100辞書・辞典一括検索

JLogos

20

稲生沢川
【いのうざわがわ】


南伊豆を流れる2級河川。婆娑羅(ばさら)山の南東斜面に源を発し,ほぼ下田市域を流域として東流および南流し,下田市街地の東端で下田湾に注ぐ。流長15.1km・流域面積77km(^2)。主な支流には,賀茂郡河津町域に発し,南流して荒増(あらぞう)で本流に合する稲梓(いなずさ)川,大鍋越に発し,口村でこの稲梓川に流入する須郷川,蓮台寺(れんだいじ)温泉の谷を東流し,立野で本流に合わさる蓮台寺川などがある。

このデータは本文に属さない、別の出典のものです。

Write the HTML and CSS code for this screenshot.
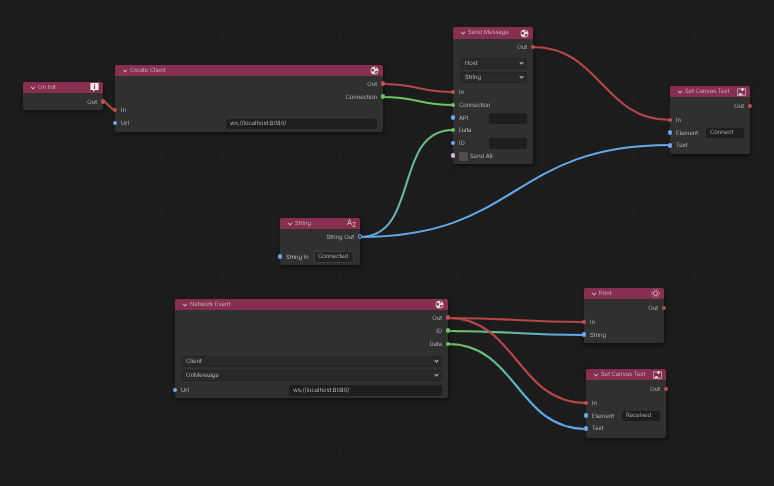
FILE: index.html
```html
<!DOCTYPE html>
<html lang="en">
<head>
<meta charset="utf-8">
<title>Node editor</title>
<link rel="stylesheet" href="styles.css">
</head>
<body>
<main class="canvas">
  <section class="node n-init">
    <header class="head"><span class="chev"></span><span class="title">On Init</span>
      <svg class="icon" viewBox="0 0 10 10"><path d="M.5 0h9v7.800H5.500L3.500 10V7.800H.5z" fill="#f0f0f0"/><path d="M4.300 1.200h1.400v1.300H4.300zM4.300 3.300h1.400v3.400H4.300z" fill="#84304f"/></svg>
    </header>
    <div class="body">
      <div class="row right">Out<i class="sock out red"></i></div>
    </div>
  </section>

  <section class="node n-client">
    <header class="head"><span class="chev"></span><span class="title">Create Client</span>
      <svg class="icon" viewBox="0 0 10 10"><use href="#globe"/></svg>
    </header>
    <div class="body">
      <div class="row right">Out<i class="sock out red"></i></div>
      <div class="row right">Connection<i class="sock out green"></i></div>
      <div class="row"><i class="sock in red"></i>In</div>
      <div class="row"><i class="sock in blue"></i><span class="lbl">Url</span><span class="field wide">ws://localhost:8080/</span></div>
    </div>
  </section>

  <section class="node n-send">
    <header class="head tall"><span class="chev"></span><span class="title">Send Message</span>
      <svg class="icon" viewBox="0 0 10 10"><use href="#globe"/></svg>
    </header>
    <div class="body">
      <div class="row right">Out<i class="sock out red"></i></div>
      <div class="gap"></div>
      <div class="select">Host<span class="caret"></span></div>
      <div class="select">String<span class="caret"></span></div>
      <div class="row"><i class="sock in red"></i>In</div>
      <div class="row"><i class="sock in green"></i>Connection</div>
      <div class="row"><i class="sock in blue"></i><span class="lbl">API</span><span class="field short"></span></div>
      <div class="row"><i class="sock in green"></i>Data</div>
      <div class="row"><i class="sock in blue"></i><span class="lbl">ID</span><span class="field short"></span></div>
      <div class="row"><i class="sock in pale"></i><span class="check"></span>Send All</div>
    </div>
  </section>

  <section class="node n-canvas1 compact">
    <header class="head"><span class="chev"></span><span class="title">Set Canvas Text</span>
      <svg class="icon" viewBox="0 0 10 10"><use href="#canvas"/></svg>
    </header>
    <div class="body">
      <div class="row right first">Out<i class="sock out red"></i></div>
      <div class="row first"><i class="sock in red"></i>In</div>
      <div class="row"><i class="sock in blue"></i><span class="lbl">Element</span><span class="field mid">Connect</span></div>
      <div class="row"><i class="sock in blue"></i>Text</div>
    </div>
  </section>

  <section class="node n-string">
    <header class="head"><span class="chev"></span><span class="title">String</span><span class="az">A<sub>Z</sub></span></header>
    <div class="body">
      <div class="row right">String Out<i class="sock out hollow"></i></div>
      <div class="row str-in"><i class="sock in blue"></i><span class="lbl">String In</span><span class="field boxed">Connected</span></div>
    </div>
  </section>

  <section class="node n-event">
    <header class="head"><span class="chev"></span><span class="title">Network Event</span>
      <svg class="icon" viewBox="0 0 10 10"><use href="#globe"/></svg>
    </header>
    <div class="body">
      <div class="row right">Out<i class="sock out red"></i></div>
      <div class="row right">ID<i class="sock out green"></i></div>
      <div class="row right">Data<i class="sock out green"></i></div>
      <div class="gap"></div>
      <div class="select">Client<span class="caret"></span></div>
      <div class="select">OnMessage<span class="caret"></span></div>
      <div class="row"><i class="sock in blue"></i><span class="lbl">Url</span><span class="field event-url">ws://localhost:8080/</span></div>
    </div>
  </section>

  <section class="node n-print compact">
    <header class="head"><span class="chev"></span><span class="title">Print</span>
      <svg class="icon" viewBox="0 0 10 10" fill="none" stroke="#e8e8e8" stroke-width=".8"><circle cx="5" cy="5" r="2.300"/><circle cx="5" cy="5" r="4.200" stroke-dasharray="1.100 1.100"/></svg>
    </header>
    <div class="body">
      <div class="row right first">Out<i class="sock out red"></i></div>
      <div class="row first"><i class="sock in red"></i>In</div>
      <div class="row"><i class="sock in blue"></i>String</div>
    </div>
  </section>

  <section class="node n-canvas2 compact">
    <header class="head"><span class="chev"></span><span class="title">Set Canvas Text</span>
      <svg class="icon" viewBox="0 0 10 10"><use href="#canvas"/></svg>
    </header>
    <div class="body">
      <div class="row right first">Out<i class="sock out red"></i></div>
      <div class="row first"><i class="sock in red"></i>In</div>
      <div class="row"><i class="sock in blue"></i><span class="lbl">Element</span><span class="field mid">Received</span></div>
      <div class="row"><i class="sock in blue"></i>Text</div>
    </div>
  </section>

  <svg class="wires" viewBox="0 0 774 486" width="774" height="486">
    <defs>
      <linearGradient id="gb1" gradientUnits="userSpaceOnUse" x1="448" y1="0" x2="585" y2="0"><stop offset=".1" stop-color="#6cc462"/><stop offset=".9" stop-color="#5fa8f0"/></linearGradient>
      <linearGradient id="gb2" gradientUnits="userSpaceOnUse" x1="360" y1="0" x2="452" y2="0"><stop offset="0" stop-color="#64a8e8"/><stop offset="1" stop-color="#6cc462"/></linearGradient>
      <linearGradient id="gb3" gradientUnits="userSpaceOnUse" x1="448" y1="0" x2="585" y2="0"><stop offset=".1" stop-color="#6cc462"/><stop offset=".7" stop-color="#5fa8f0"/></linearGradient>
      <g id="globe">
        <circle cx="5" cy="5" r="4.300" fill="#dcdcdc"/>
        <path d="M2 2.800 4.600 3.800 3.600 6.600 1.300 5.200zM6 1 7.800 2.200 6.500 3.600 5.500 2.400zM6 5.500 8.800 5.500 7 8.400 5.400 8z" fill="#84304f"/>
      </g>
      <g id="canvas">
        <path d="M.5 2h9v7.500h-9z" fill="none" stroke="#dcdcdc" stroke-width=".7"/>
        <path d="M1.500 8.800 3 6.600 6 7.400V8.800zM5.500.8 8 2.200 6.300 4.800 4.500 3.700z" fill="#e4e4e4"/>
      </g>
    </defs>
    <g fill="none" stroke-width="2.100" stroke-linecap="round">
      <path d="M103 100C105 102 112 109 115 111" stroke="#b5474a"/>
      <path d="M383 84C418 84 418 92 453 92" stroke="#b5474a"/>
      <path d="M383 97C418 97 418 105 453 105" stroke="#6cc462"/>
      <path d="M533 47C600 47 603 120 670 120" stroke="#b5474a"/>
      <path d="M360 237C420 237 393 130 453 130" stroke="url(#gb2)"/>
      <path d="M360 237C520 237 510 145 670 145" stroke="#64a8ee"/>
      <path d="M448 318C516 318 516 322 584 322" stroke="#b5474a"/>
      <path d="M448 331C516 331 516 335 584 335" stroke="url(#gb1)"/>
      <path d="M448 318C517 318 517 403 586 403" stroke="#b5474a"/>
      <path d="M448 344C517 344 517 429 586 429" stroke="url(#gb3)"/>
    </g>
  </svg>
</main>
</body>
</html>
```
FILE: styles.css
```css
* { box-sizing: border-box; }
html, body { margin: 0; height: 100%; }
body { background: #1c1c1c; overflow: hidden; }

.canvas {
  position: relative;
  width: 774px;
  height: 486px;
  background-color: #1c1c1c;
  background-image: radial-gradient(circle at center, #292929 0, #212121 1px, transparent 2px);
  background-size: 59px 59px;
  background-position: 15.5px 8.5px;
  font: 300 5.900px/13px "Inter", "Liberation Sans", sans-serif;
  text-rendering: geometricPrecision;
  color: #d4d4d4;
  overflow: hidden;
}

.wires { position: absolute; left: 0; top: 0; z-index: 1; pointer-events: none; }

.node {
  position: absolute;
  z-index: 2;
  background: #303030;
  border-radius: 2px;
  box-shadow: 1px 2px 4px rgba(0, 0, 0, .5);
  will-change: transform;
}

.n-init    { left: 23px;  top: 82px;  width: 80px;  height: 28px; }
.n-client  { left: 115px; top: 65px;  width: 268px; height: 67px; }
.n-send    { left: 453px; top: 27px;  width: 80px;  height: 137px; }
.n-canvas1 { left: 670px; top: 86px;  width: 80px;  height: 68px; }
.n-string  { left: 280px; top: 218px; width: 80px;  height: 47px; }
.n-event   { left: 175px; top: 299px; width: 273px; height: 99px; }
.n-print   { left: 584px; top: 288px; width: 80px;  height: 55px; }
.n-canvas2 { left: 586px; top: 369px; width: 80px;  height: 69px; }

.head {
  display: flex;
  align-items: center;
  height: 11px;
  padding: 0 4px 0 8px;
  background: #872f50;
  border-radius: 2px 2px 0 0;
  color: #dccdd3;
}
.head.tall { height: 12px; }
.title { flex: 1; margin-left: 3px; margin-top: -1px; white-space: nowrap; }
.chev {
  width: 4px;
  height: 4px;
  margin-top: -2px;
  border-right: 1px solid #d0bec5;
  border-bottom: 1px solid #d0bec5;
  transform: rotate(45deg) scale(.85);
}
.icon { width: 9px; height: 9px; flex: none; }
.az { font-size: 7.500px; line-height: 8px; color: #e8e8e8; margin-top: -2px; }
.az sub { font-size: 6.500px; line-height: 0; vertical-align: -2px; }

.body { padding: 1px 6px 0; }
.n-send .body { padding-top: 1.600px; }

.row {
  position: relative;
  display: flex;
  align-items: center;
  height: 13.200px;
  padding-top: 1px;
  white-space: nowrap;
}
.n-send .row { height: 12.700px; }
.compact .row { height: 12.700px; }
.row.right { justify-content: flex-end; }
.row.first { margin-top: 1.500px; }
.n-init .row { margin-top: 1px; }
.row.str-in { margin-top: 7px; }
.lbl { flex: 1; }

.sock {
  position: absolute;
  width: 4.600px;
  height: 4.600px;
  top: 50%;
  margin-top: -2.300px;
  border-radius: 50%;
  z-index: 3;
}
.sock.in  { left: -8.300px; }
.sock.out { right: -8.300px; }
.red { background: #c25050; }
.green { background: #6cc462; }
.blue { background: #6fa8e6; }
.pale { background: #d9b8d0; }
.hollow { background: #262626; border: 1px solid #6fa8e6; }

.field {
  display: block;
  height: 10px;
  line-height: 10px;
  padding: 0 4px;
  background: #1e1e1e;
  border-radius: 2px;
}
.field.wide { width: 151px; }
.field.short { width: 38px; height: 11px; }
.field.mid { width: 38px; }
.field.event-url { width: 153px; height: 11px; line-height: 11px; }
.field.boxed { width: 40px; height: 12px; line-height: 10px; border: 1px solid #3c3c3c; background: #222; padding: 0 3px; }

.gap { height: 5px; }
.n-send .gap { height: 4.500px; }
.select {
  display: flex;
  align-items: center;
  justify-content: space-between;
  height: 11px;
  margin: 0 0 3px;
  padding: 0 3px 0 4px;
  background: #292929;
  border: 1px solid #232323;
  border-radius: 2px;
}
.n-send .select { margin-left: 1px; }
.caret {
  width: 3px;
  height: 3px;
  margin-top: -1px;
  border-right: 1px solid #ccc;
  border-bottom: 1px solid #ccc;
  transform: rotate(45deg);
}
.check {
  width: 9px;
  height: 9px;
  margin-right: 2px;
  background: #4f4f4f;
  border-radius: 2px;
}
```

上流から箕作(みつくり)付近まではほぼ直線状に東流し,川沿いには谷底平地や低い段丘が発達するが,箕作下流で直角に南に折れるとそこから立野まではむしろ峡谷状をなし,ここには唐人お吉が身投げしたと伝えられる千鳥ケ淵もある。立野より下流では谷底平地の幅が広くなり,その下流右岸に下田の密集した市街地をのせる。ここでは河川勾配が緩いため,安政元年の大地震の際には津波は中村~立野間にまでさかのぼり,大きな被害を出した。河口から柿崎にかけての下田港は,避難港として現在でも活況を呈するが,往時は西に駿河(するが)湾,東に相模(さがみ)灘を控え,ほかに良港がないこともあって,東西を往復する船舶の出入りが繁く,大いににぎわった。特に下田奉行所の設置以来,下田港は風待ち港としての役割のほか,江戸防衛の任をも付与されていたし,また嘉永7年には日米和親条約が結ばれて,即時開港場となった。稲生沢の名は「稲のできるところ」の意であり,また「イノウはイナの音訛したもので,伊那に稲生を当てたもの,伊那は一番良い土地」の意であるともいう(ふるさと百話)。